One of the important projects I have been working on for the past few months is supporting email over IPv6. Long time readers of this blog (all four of you) will remember that last year I wrote a series of posts on email over IPv6:
Part 1 – Introduction Part 2 – Why we can’t use IP blocklists in IPv6 Part 3 – A solution: Whitelists Part 4 – Population of the whitelists Part 5 – Removals, key differences, and standards
Part 1 – Introduction
Part 2 – Why we can’t use IP blocklists in IPv6
Part 3 – A solution: Whitelists
Part 4 – Population of the whitelists
Part 5 – Removals, key differences, and standards
In case you can’t tell by the above, the backbone of the solution was using IPv6 whitelists and maintaining a list good senders, and then sharing that list amongst the major receivers.
I now entirely refudiate* that idea.
We now have a new solution in mind. I can’t claim credit for inventing any of it. The basic algorithm was developed in close participation with other bright minds in the industry, and the performance issues are addressed and acknowledged by people within my own company.
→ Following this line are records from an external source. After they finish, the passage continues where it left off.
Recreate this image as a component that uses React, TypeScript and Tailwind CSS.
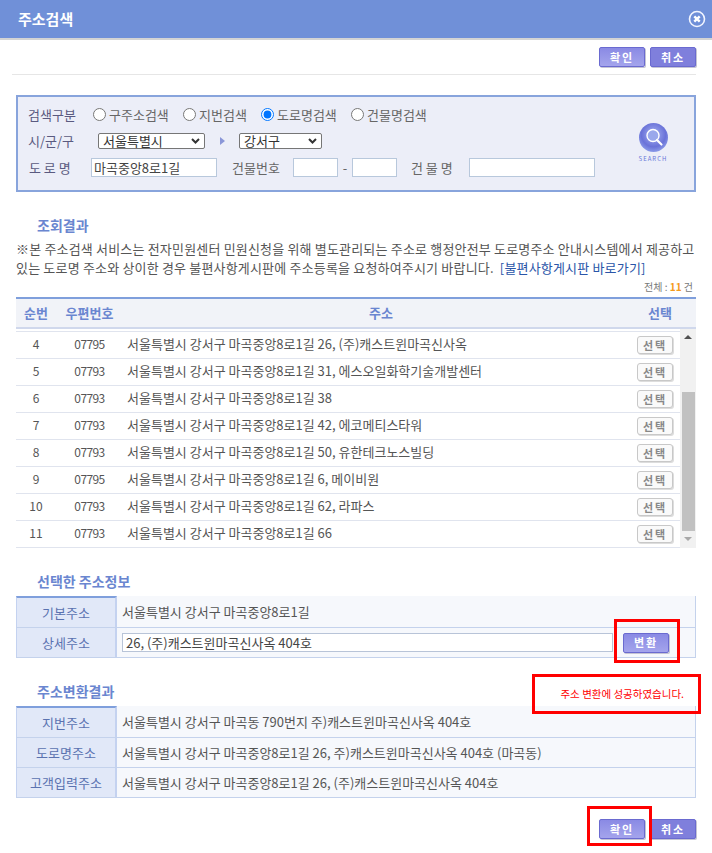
const rows = [
  ["4", "07795", "서울특별시 강서구 마곡중앙8로1길 26, (주)캐스트윈마곡신사옥"],
  ["5", "07793", "서울특별시 강서구 마곡중앙8로1길 31, 에스오일화학기술개발센터"],
  ["6", "07793", "서울특별시 강서구 마곡중앙8로1길 38"],
  ["7", "07793", "서울특별시 강서구 마곡중앙8로1길 42, 에코메티스타워"],
  ["8", "07793", "서울특별시 강서구 마곡중앙8로1길 50, 유한테크노스빌딩"],
  ["9", "07795", "서울특별시 강서구 마곡중앙8로1길 6, 메이비원"],
  ["10", "07793", "서울특별시 강서구 마곡중앙8로1길 62, 라파스"],
  ["11", "07793", "서울특별시 강서구 마곡중앙8로1길 66"],
];

function PurpleButton({ label, dark }: { label: string; dark?: boolean }) {
  return (
    <button
      className={`h-[20px] w-[46px] rounded-[2px] border border-[#6a6ad0] text-[11px] font-bold tracking-[2px] text-white shadow-[1px_1px_0_#c4c4d4] ${
        dark ? "bg-[#7f7fdc]" : "bg-gradient-to-b from-[#8a8ae4] to-[#a4a4ec]"
      }`}
    >
      {label}
    </button>
  );
}

function Radio({ label, checked, width }: { label: string; checked?: boolean; width: string }) {
  return (
    <label className={`flex items-center gap-[3px] ${width}`}>
      <input type="radio" name="searchType" defaultChecked={checked} className="m-0 h-[13px] w-[13px]" />
      <span>{label}</span>
    </label>
  );
}

function Select({ value, width }: { value: string; width: string }) {
  return (
    <span className={`relative flex h-[16px] ${width}`}>
      <select className="h-[16px] w-full appearance-none rounded-[2px] border border-[#767676] bg-white py-0 pl-[4px] text-[13px] leading-[14px] text-[#333]">
        <option>{value}</option>
      </select>
      <svg className="absolute right-[5px] top-[5px]" width="9" height="6" viewBox="0 0 9 6">
        <path d="M1 1l3.5 3.5L8 1" fill="none" stroke="#333" strokeWidth="2" />
      </svg>
    </span>
  );
}

function SectionTitle({ children }: { children: string }) {
  return <h2 className="pl-[37px] text-[14px] font-bold leading-[16px] text-[#6a86d0]">{children}</h2>;
}

function InfoRow({ label, children, first }: { label: string; children: React.ReactNode; first?: boolean }) {
  return (
    <div className={`flex ${first ? "h-[31px]" : "h-[30px] border-t border-[#c4d2ec]"}`}>
      <div
        className={`flex w-[101px] shrink-0 items-center justify-center border-l border-r-2 border-[#c4d2f0] bg-[#e1e8f8] text-[#5a72b0] ${
          first ? "border-t-2 border-t-[#7f9fdc]" : ""
        }`}
      >
        {label}
      </div>
      <div className="flex flex-1 items-center border-r border-[#c4d2ec] bg-[#f6f8fc] pl-[5px] text-[#555]">{children}</div>
    </div>
  );
}

export default function App() {
  return (
    <div
      className="relative h-[853px] w-[712px] overflow-hidden bg-white text-[13px] text-[#555]"
      style={{ fontFamily: '"Noto Sans CJK KR", sans-serif' }}
    >
      <header className="flex h-[40px] items-center justify-between border-b-2 border-[#d4d4d4] bg-[#7090d8] pl-[18px] pr-[6px]">
        <h1 className="text-[15px] font-bold text-white">주소검색</h1>
        <svg width="18" height="18" viewBox="0 0 18 18">
          <circle cx="9" cy="9" r="7.5" fill="#6f8fd8" stroke="#f2f5ff" strokeWidth="1.6" />
          <path d="M6.3 6.3l5.4 5.4M11.7 6.3l-5.4 5.4" stroke="#fff" strokeWidth="2.4" />
        </svg>
      </header>

      <div className="ml-[12px] mr-[16px] flex h-[35px] items-end justify-end gap-[5px] border-b border-[#e6e6e6] pb-[7px]">
        <PurpleButton label="확인" />
        <PurpleButton label="취소" dark />
      </div>

      <section className="relative mx-[16px] mt-[20px] h-[97px] border-2 border-[#88a4dc] bg-[#eceef8] text-[#5a5a80]">
        <div className="flex h-[36px] items-end pb-[9px] pl-[10px]">
          <span className="w-[65px]">검색구분</span>
          <div className="flex text-[#666]">
            <Radio label="구주소검색" width="w-[90px]" />
            <Radio label="지번검색" width="w-[78px]" />
            <Radio label="도로명검색" width="w-[90px]" checked />
            <Radio label="건물명검색" width="w-[90px]" />
          </div>
        </div>
        <div className="flex h-[16px] items-center pl-[10px]">
          <span className="w-[70px]">시/군/구</span>
          <Select value="서울특별시" width="w-[107px]" />
          <span className="ml-[15px] h-0 w-0 border-y-[4px] border-l-[5px] border-y-transparent border-l-[#8a96d8]" />
          <span className="ml-[14px]">
            <Select value="강서구" width="w-[83px]" />
          </span>
        </div>
        <div className="mt-[9px] flex items-center pl-[11px]">
          <span className="w-[62px]">도 로 명</span>
          <input
            defaultValue="마곡중앙8로1길"
            className="h-[19px] w-[126px] border border-[#b8c8dc] bg-white pl-[2px] text-[#444]"
          />
          <span className="ml-[15px] w-[61px] text-[#666]">건물번호</span>
          <input className="h-[19px] w-[45px] border border-[#b8c8dc] bg-white" />
          <span className="w-[14px] text-center text-[#666]">-</span>
          <input className="h-[19px] w-[45px] border border-[#b8c8dc] bg-white" />
          <span className="ml-[14px] w-[58px] text-[#666]">건 물 명</span>
          <input className="h-[19px] w-[126px] border border-[#b8c8dc] bg-white" />
        </div>
        <div className="absolute left-[617px] top-[26px] flex w-[36px] flex-col items-center">
          <svg width="29" height="29" viewBox="0 0 29 29">
            <defs>
              <radialGradient id="searchBall" cx="50%" cy="40%" r="60%">
                <stop offset="0%" stopColor="#a8b4f4" />
                <stop offset="70%" stopColor="#6a72d8" />
                <stop offset="100%" stopColor="#8a9ae8" />
              </radialGradient>
            </defs>
            <circle cx="14.5" cy="14.5" r="14.5" fill="url(#searchBall)" />
            <circle cx="14" cy="12.5" r="6" fill="#9aa8ec" stroke="#fff" strokeWidth="1.4" />
            <path d="M18 17l4.5 4.5" stroke="#fff" strokeWidth="2.2" strokeLinecap="round" />
          </svg>
          <span className="mt-[3px] text-[6px] leading-[8px] tracking-[1px] text-[#6a78d8]">SEARCH</span>
        </div>
      </section>

      <div className="mt-[25px]">
        <SectionTitle>조회결과</SectionTitle>
      </div>
      <p className="mx-[16px] mt-[6px] h-[38px] leading-[19px] tracking-[0.18px]">
        ※본 주소검색 서비스는 전자민원센터 민원신청을 위해 별도관리되는 주소로 행정안전부 도로명주소 안내시스템에서 제공하고 있는 도로명 주소와 상이한 경우 불편사항게시판에 주소등록을 요청하여주시기 바랍니다.{" "}
        <a className="ml-[3px] text-[#2a55a8]">[불편사항게시판 바로가기]</a>
      </p>
      <div className="mr-[19px] mt-[3px] text-right text-[10px] leading-[14px] text-[#777]">
        전체 : <b className="text-[#f59a1c]">11</b> 건
      </div>

      <div className="mx-[16px] mt-[3px]">
        <div className="flex h-[32px] items-center border-y-2 border-b-[#d0d8ec] border-t-[#7f9fdc] bg-[#f1f3f8] font-bold text-[#6a86d0]">
          <span className="w-[40px] text-center">순번</span>
          <span className="w-[67px] text-center">우편번호</span>
          <span className="flex-1 text-center">주소</span>
          <span className="mr-[15px] w-[42px] text-center">선택</span>
        </div>
        <div className="flex h-[219px] overflow-hidden">
          <ul className="mt-[2px] flex-1 border-t border-[#e0e4ee]">
            {rows.map((row) => (
              <li key={row[0]} className="flex h-[27px] items-center border-b border-[#e0e4ee]">
                <span className="w-[40px] pb-[2px] text-center text-[12px]">{row[0]}</span>
                <span className="w-[67px] pb-[2px] text-center text-[12px] tracking-[-0.6px]">{row[1]}</span>
                <span className="ml-[4px] flex-1 pb-[2px]">{row[2]}</span>
                <button className="mr-[7px] h-[18px] w-[36px] rounded-[3px] border border-[#c8c8c8] bg-[#fafafa] text-[11px] font-bold tracking-[2px] text-[#888] shadow-[1px_1px_0_#ddd]">
                  선택
                </button>
              </li>
            ))}
          </ul>
          <div className="flex w-[16px] flex-col items-center bg-[#f1f1f1]">
            <span className="mt-[6px] h-0 w-0 border-x-[4px] border-b-[4px] border-x-transparent border-b-[#505050]" />
            <span className="mt-[53px] h-[139px] w-[13px] bg-[#c1c1c1]" />
            <span className="mt-[6px] h-0 w-0 border-x-[4px] border-t-[4px] border-x-transparent border-t-[#a8a8a8]" />
          </div>
        </div>
      </div>

      <div className="mt-[25px]">
        <SectionTitle>선택한 주소정보</SectionTitle>
      </div>
      <div className="mx-[16px] mt-[7px] border-b border-[#c4d2ec]">
        <InfoRow label="기본주소" first>
          서울특별시 강서구 마곡중앙8로1길
        </InfoRow>
        <InfoRow label="상세주소">
          <input
            defaultValue="26, (주)캐스트윈마곡신사옥 404호"
            className="h-[19px] w-[491px] border border-[#b8c4d8] bg-white pl-[3px] text-[#444]"
          />
          <span className="ml-[10px] flex">
            <PurpleButton label="변환" />
          </span>
        </InfoRow>
      </div>

      <div className="mt-[25px]">
        <SectionTitle>주소변환결과</SectionTitle>
      </div>
      <div className="mx-[16px] mt-[7px] border-b border-[#c4d2ec]">
        <InfoRow label="지번주소" first>
          서울특별시 강서구 마곡동 790번지 주)캐스트윈마곡신사옥 404호
        </InfoRow>
        <InfoRow label="도로명주소">서울특별시 강서구 마곡중앙8로1길 26, 주)캐스트윈마곡신사옥 404호 (마곡동)</InfoRow>
        <InfoRow label="고객입력주소">서울특별시 강서구 마곡중앙8로1길 26, (주)캐스트윈마곡신사옥 404호</InfoRow>
      </div>

      <div className="mr-[16px] mt-[21px] flex justify-end gap-[5px]">
        <PurpleButton label="확인" />
        <PurpleButton label="취소" dark />
      </div>

      {/* red annotation boxes drawn over the screenshot */}
      <div className="absolute left-[614px] top-[619px] h-[44px] w-[66px] border-[3px] border-[#ff0000]" />
      <div className="absolute left-[532px] top-[674px] flex h-[40px] w-[169px] items-center justify-end border-[3px] border-[#ff0000] pr-[14px] text-[10.5px] text-[#ff0000]">
        주소 변환에 성공하였습니다.
      </div>
      <div className="absolute left-[587px] top-[806px] h-[40px] w-[65px] border-[3px] border-[#ff0000]" />
    </div>
  );
}
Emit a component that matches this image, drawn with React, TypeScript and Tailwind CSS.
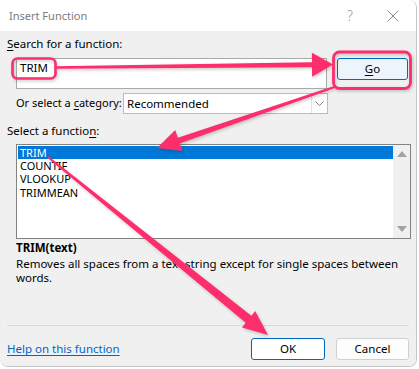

The new solution is better than the previous one: it is more scalable, easier to manage, and builds upon what is already there in IPv4. However, unlike the previous solution, there is more uncertainty involved with regards to its performance when it comes to running the service.
This series of blog posts will go into the problem of email over IPv6, a technical solution to the problem, and technical considerations into implementing that solution.
Stay tuned for more.
* It’s a word, look it up.
Looking forward to reading this.
Btw, this site works badly using HTTPS - looks like the CSS isn't loaded. (I use the FF HTTPS-everywhere add-on.) That isn't really you to blame, I know, but I needed to tell someone. :-)
I don't have any control over the https layout of this site. I have considered moving this blog platform to another one because I'm pretty sure that this one is not actively maintained.